Ceci a notamment été le cas à Crolles, où l’inspection du travail est plusieurs fois intervenue pour faire des demandes proches de celles de la CGT. Le 27 avril l’inspection du travail a fait un nouveau rapport où il est noté : « Au total, l’entreprise n’a pas mis en oeuvre l’ensemble des mesures de prévention nécessaires pour faire baisser au niveau le plus bas possible les risques de contamination au Covid 19 ». Elle demande la mise en place de mesures complémentaires; des précisions supplémentaires sont données par le syndicat CGT de Crolles.
Quant à l’Italie, il y a bien eu une grève organisée le 25 mars par les syndicats italiens notamment en Lombardie, pour demander la fermeture des usines. Nos camarades d’Agrate y ont participé. C’était logique au vu de la force de l’épidémie dans cette région, et du poids de l’industrie. Peut-être qu’un peu plus de prudence du patronat italien aurait évité d’aggraver la situation en Lombardie.
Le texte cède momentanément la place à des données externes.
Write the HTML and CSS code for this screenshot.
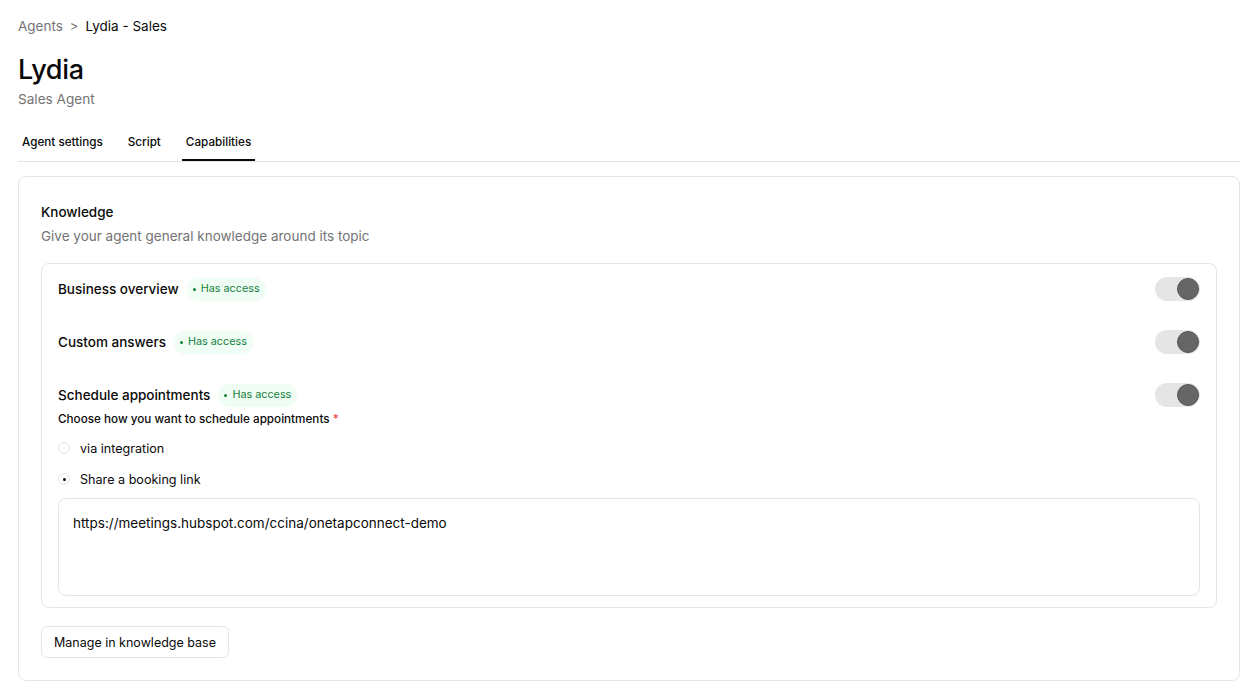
FILE: index.html
```html
<!DOCTYPE html>
<html>
<head>
<meta charset="utf-8">
<link rel="stylesheet" href="styles.css">
</head>
<body>
<div class="page">
  <nav class="crumbs"><span class="crumb-muted">Agents</span><span class="crumb-sep">&gt;</span><span class="crumb-current">Lydia - Sales</span></nav>
  <h1 class="title">Lydia</h1>
  <div class="subtitle">Sales Agent</div>
  <div class="tabs">
    <div class="tab">Agent settings</div>
    <div class="tab">Script</div>
    <div class="tab active">Capabilities</div>
  </div>
  <section class="card">
    <h2 class="card-title">Knowledge</h2>
    <p class="card-desc">Give your agent general knowledge around its topic</p>
    <div class="inner">
      <div class="row">
        <div class="row-head">
          <span class="row-label">Business overview</span>
          <span class="badge"><span class="dot"></span>Has access</span>
        </div>
        <div class="toggle"><div class="knob"></div></div>
      </div>
      <div class="row">
        <div class="row-head">
          <span class="row-label">Custom answers</span>
          <span class="badge"><span class="dot"></span>Has access</span>
        </div>
        <div class="toggle"><div class="knob"></div></div>
      </div>
      <div class="row row-last">
        <div class="row-head">
          <span class="row-label">Schedule appointments</span>
          <span class="badge"><span class="dot"></span>Has access</span>
        </div>
        <div class="toggle"><div class="knob"></div></div>
      </div>
      <div class="choose">Choose how you want to schedule appointments <span class="req">*</span></div>
      <div class="radio-row"><span class="radio"></span><span class="radio-label">via integration</span></div>
      <div class="radio-row"><span class="radio checked"></span><span class="radio-label">Share a booking link</span></div>
      <div class="textarea">https://meetings.hubspot.com/ccina/onetapconnect-demo</div>
    </div>
    <button class="btn">Manage in knowledge base</button>
  </section>
</div>
</body>
</html>
```
FILE: styles.css
```css
* { box-sizing: border-box; }
html, body { margin: 0; padding: 0; background: #fff; }
body {
  font-family: Inter, "Noto Sans", sans-serif;
  color: #0a0a0a;
}
.page {
  padding: 16px 12px 0 18px;
}
.crumbs {
  display: flex;
  align-items: center;
  font-size: 13.5px;
  line-height: 20px;
  height: 20px;
}
.crumb-muted { color: #737373; }
.crumb-sep { color: #737373; margin: 0 7px 0 7px; font-size: 13px; }
.crumb-current { color: #0a0a0a; }
.title {
  margin: 18px 0 0 0;
  font-size: 27px;
  font-weight: 500;
  line-height: 32px;
  letter-spacing: -0.3px;
}
.subtitle {
  color: #737373;
  font-size: 13.6px;
  line-height: 20px;
  margin-top: 3px;
}
.tabs {
  display: flex;
  margin-top: 21px;
  border-bottom: 1px solid #e5e5e5;
  height: 32px;
}
.tab {
  font-size: 11.7px;
  font-weight: 500;
  padding: 0 4px;
  line-height: 16px;
  margin-right: 17px;
  padding-top: 4px;
  height: 31px;
}
.tab.active {
  border-bottom: 2px solid #0a0a0a;
}
.card {
  margin-top: 14px;
  border: 1px solid #e5e5e5;
  border-radius: 8px;
  padding: 26px 22px 22px 22px;
  width: 1222px;
}
.card-title {
  margin: 0;
  font-size: 13.5px;
  font-weight: 500;
  line-height: 18px;
}
.card-desc {
  margin: 6px 0 0 0;
  font-size: 13.5px;
  line-height: 18px;
  color: #737373;
}
.inner {
  margin-top: 18px;
  border: 1px solid #e5e5e5;
  border-radius: 8px;
  padding: 13px 16px 11px 16px;
}
.row {
  display: flex;
  justify-content: space-between;
  align-items: center;
  height: 24px;
  margin-bottom: 29px;
}
.row-last { margin-bottom: 0; }
.row-head { display: flex; align-items: center; }
.row-label { font-size: 13.5px; font-weight: 500; }
.badge {
  display: inline-flex;
  align-items: center;
  margin-left: 8px;
  height: 23px;
  padding: 0 6px;
  border-radius: 12px;
  background: #f0fdf4;
  color: #15803d;
  font-size: 10.8px;
  line-height: 14px;
}
.dot {
  width: 3px; height: 3px;
  border-radius: 50%;
  background: #15803d;
  margin-right: 5px;
}
.toggle {
  width: 45px;
  height: 24px;
  border-radius: 12px;
  background: #e5e5e5;
  position: relative;
}
.knob {
  position: absolute;
  right: 1px; top: 1px;
  width: 22px; height: 22px;
  border-radius: 50%;
  background: #666;
  border: 1px solid #555;
}
.choose {
  margin-top: 4px;
  font-size: 11.7px;
  font-weight: 500;
  line-height: 16px;
}
.req { color: #ef4444; }
.radio-row {
  display: flex;
  align-items: center;
  height: 20px;
  margin-top: 11px;
}
.radio-row + .radio-row { margin-top: 11px; }
.radio {
  width: 12px; height: 12px;
  border-radius: 50%;
  border: 1px solid #e5e5e5;
  margin-right: 10px;
  display: flex;
  align-items: center;
  justify-content: center;
}
.radio.checked::after {
  content: "";
  width: 3px; height: 3px;
  border-radius: 50%;
  background: #0a0a0a;
}
.radio-label { font-size: 12.6px; }
.textarea {
  margin-top: 9px;
  border: 1px solid #e5e5e5;
  border-radius: 8px;
  height: 98px;
  padding: 16px 14px;
  font-size: 13.5px;
  line-height: 17px;
}
.btn {
  margin-top: 18px;
  font-family: inherit;
  font-size: 12.5px;
  color: #0a0a0a;
  background: #fff;
  border: 1px solid #e5e5e5;
  border-radius: 6px;
  height: 32px;
  padding: 0 12px;
  display: block;
}
```
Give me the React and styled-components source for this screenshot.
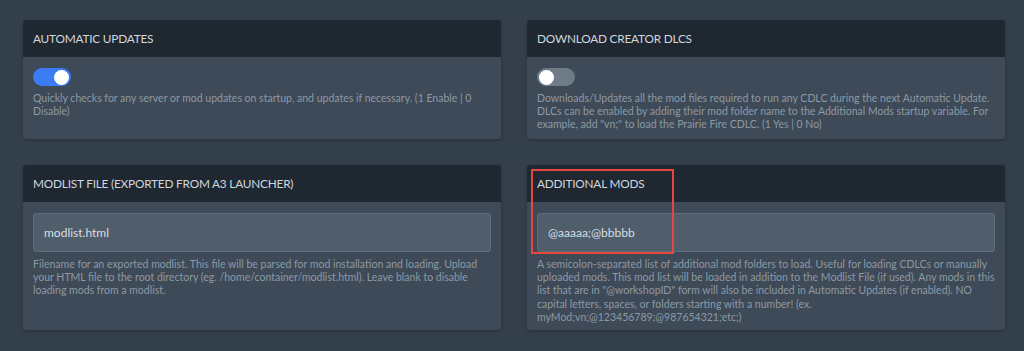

La prudence sanitaire, le sens de la collectivité ne sont pas malheureusement dans l’ADN du patronat, dont vous êtes un représentant. On le constate une nouvelle fois dans vos déclarations. Vous vous plaignez des pertes qu’aurait engendrées une fermeture de Crolles. Dans des CSE vos représentants ont expliqué que l’objectif de ST était de sortir « gagnante » de la crise. On est bien loin des préoccupations collectives nécessaires pour contrer l’épidémie.
Quant à la réduction d’à peine 30% des dividendes proposée par le Conseil de Surveillance, qui plus est soumise à possible rectification en septembre, quelle grande timidité dans la solidarité, Monsieur le PDG ! Par contre nous sommes inquiets de la réduction annoncée des investissements principalement en Italie.
Nous avons aussi noté le chiffre de 600 Millions$ que vous donnez pour évaluer la valeur de la production de Crolles pour deux mois. Effectivement la production des usines françaises représente presque la moitié de la valeur produite par ST dans le monde. Mais il nous semble que ST paye bien peu d’impôts en France sur cette production. ST ne verse pas non plus de participation aux salariés. Nous vous rappelons aussi que vous n’avez jamais répondu à notre lettre de janvier 2019 vous demandant où nos dirigeants payaient leurs impôts…
Des questions bien plus intéressantes que le sous-entendu que vous faites en prétendant que notre « objectif n’était pas que la protection des salariés ». Pourtant c’était bien la seule protection de la santé des salariés et de la santé collective qui nous animait et nous anime toujours.
Au cas où vous l’auriez oublié, Monsieur le PDG, la CGT se bat depuis des dizaines d’années pour qu’existe en Europe une vraie industrie de la micro-électronique, et ce n’est pas elle qui a pris, par exemple, la décision d’arrêter la R&D technologique en dessous de 28nm.